The Story
Why it exists.
The beginning
Fresh introduced Fig Apricot in 2008, a year when the brand was expanding its fragrance collection beyond the sweet airiness of Sugar Blossom. By then Fresh had established itself as the house that treated scent like skincare, recognizable ingredients, botanical honesty, no heavy synthetics. Fig Apricot was designed to capture something specific: the moment a fig tree shades the ground beneath it, not the wood or the leaf, but the cool stillness underneath.
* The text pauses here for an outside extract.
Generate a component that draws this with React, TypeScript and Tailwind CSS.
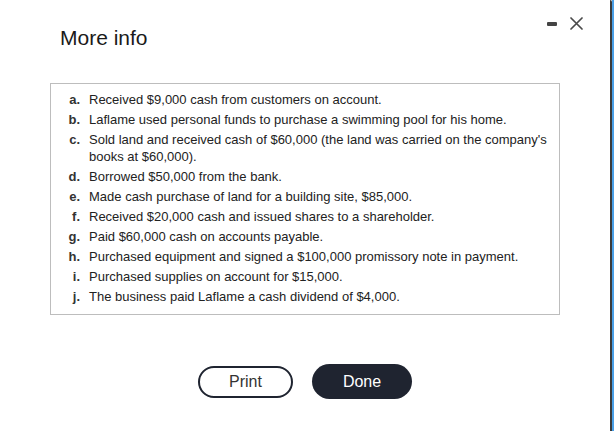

What makes Fig Apricot unusual is its restraint. Most fig fragrances lean into the tree itself, woody, nutty, green-twiggy. This one takes the fruit side: Turkish apricot and lychee give it a translucent sweetness that reads almost lactonic, like stone fruit softened by afternoon sun. The fig leaf doesn't dominate. It hovers. And the green tea base keeps everything cool and close, turning what could be a dessert into something closer to a garden exhale.
The evolution
The opening hits bright and translucent, lychee and apricot arriving together with a clarity that feels almost crystalline. There's no delay, no teasing. Just fruit, present and direct. Within twenty minutes the fig leaf emerges, not as a woody note but as a green whisper that softens the sweetness, keeping it from reading too candied. The heart settles into dandelion and petitgrain, adding a subtle herbal dimension that feels more meadow than perfume counter. By the second hour the green tea arrives, cool and slightly aquatic, shifting the composition from fruit-forward to something cleaner, more meditative. The musk anchors everything close to the skin. Four to six hours in, the drydown is a quiet echo, apricot softened to a memory, green tea and skin-musk barely there. It doesn't project at this point. It lingers.
Cultural impact
Fig Apricot found its audience among people who wanted fruit without the sugar, green without the aggression. It occupied a specific middle ground, too botanical for those who wanted sweet, too soft for those who wanted performance. That restraint is also why it became discontinued. In a market that rewards projection, Fig Apricot asked something different of its wearer: patience, proximity, the willingness to be noticed rather than announced.